Songbird icon.I have a lot of music. I used to listen to the radio just about 24/7 but now we live next to this big hill that prevents us from getting a radio signal (seriously, it’s really annoying). Working from home, alone, I really need to listen to music at all times in order to properly function. I download indie artists I’ve never heard of when they offer their albums for free. I download the free songs on Amazon. I ripped every CD in this house to MP3 (and we have a TON). I’m not picky. I just like music.

I do  listen to internet radio a lot as well. But I can only hear the same commercials on Pandora and Yahoo Radio in a row before I want to kill people. Also, there are many times during the day when I cannot spare the bandwidth for internet radio because I’m doing something  online that needs it all.

But, as I’m sure is a common issue for the iPod generation, I started to run into a problem with how to listen to all this. See, I’m one of those people that obsessively listens to their favorite song of the minute  over and over and over again and, while this makes me happy, it meant that I really didn’t listen to most of my song collection. I enjoy the random thrill of a song I used to love in high school popping into the playlist between my new favorites but true random shuffle wasn’t working for me because it was repeating songs and also giving me stuff like Christmas music that I don’t want to hear year round. I also felt like there were some songs I never ever heard.

It took me several years of tweaking, but I finally found a way to play my music to my satisfaction. 

I use the free open source Songbird but this would work in iTunes, Winamp or any player that does Smart Playlists. First I made sure all the songs had the correct genres on them (especially what I think of as less mainstream stuff like showtunes, Christmas music, etc that I don’t want to hear every day). Then I set up a smart playlist that automatically excluded those genres, thus automatically guaranteeing me a playlist of normal mainstream music.  (You can also just do this as you listen, changing genres whenever you catch a song that doesn’t fit.)

Then I set up a parameter that told Songbird to only pull a playlist of 250 songs from that pool of mainstream music based on what song was played the least recently. Now, this playlist automatically updates so that 250 is an arbitrary number… every time a song plays, it gets removed from the playlist and another song gets added in its place so there are always exactly 250 songs on the list. I just picked 250 because it was big enough to give me selection when I feel like playing DJ instead of trusting shuffle, small enough to not kill my computer.

The beauty of this system is that the newest music (with a most recently played date of nothing) automatically goes on the list but then the rest of the list is filled in with the songs it’s been the longest since I’ve heard. So, for instance, today’s playlist is some new music and a bunch of songs I last listened to a few months ago. The more music I listen to, the sooner between song repeats but it guarantees I’m always listening to music that I haven’t just heard and I’ve always got a wide variety. That Beatles binge I went on in April? The playlist is going to force me to give those songs a rest and listen to some other stuff for a little while before it puts them back on the list. Instead of obsessively listening to my favorites, it lets me rediscover the music I forgot I loved.
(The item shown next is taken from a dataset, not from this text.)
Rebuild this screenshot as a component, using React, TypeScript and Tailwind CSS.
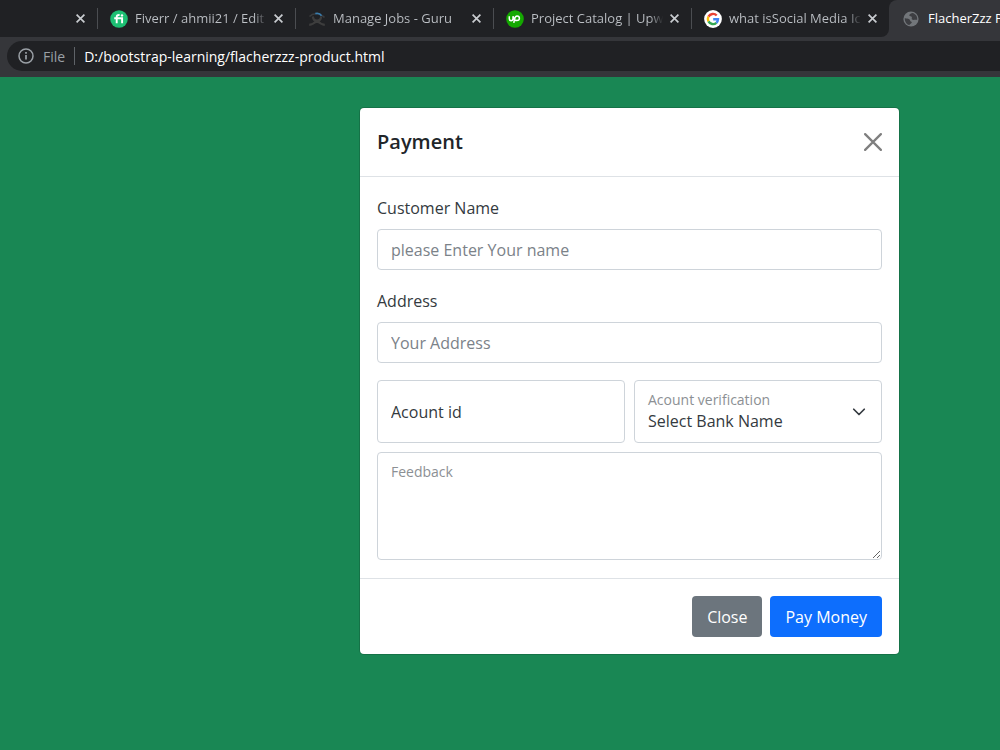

This may seem insanely OCD to you but I’ve been trying to figure out a way to do this since college so, when I finally tweaked this into the currently system, I can’t tell you how it increased my happiness level. I love hearing my favorites old and new and this makes sure there’s no music I never listen to… every song gets a turn on the playlist and doesn’t leave the list until it’s gotten a listen. I never have to tweak the playlist, I just open the player, hit play and go on with my day knowing I’ll heard nothing but stuff I haven’t heard in a while. It’s awesome.

Anyway, after this rare glimpse into my insanity, I have to ask you… how do you listen to your music?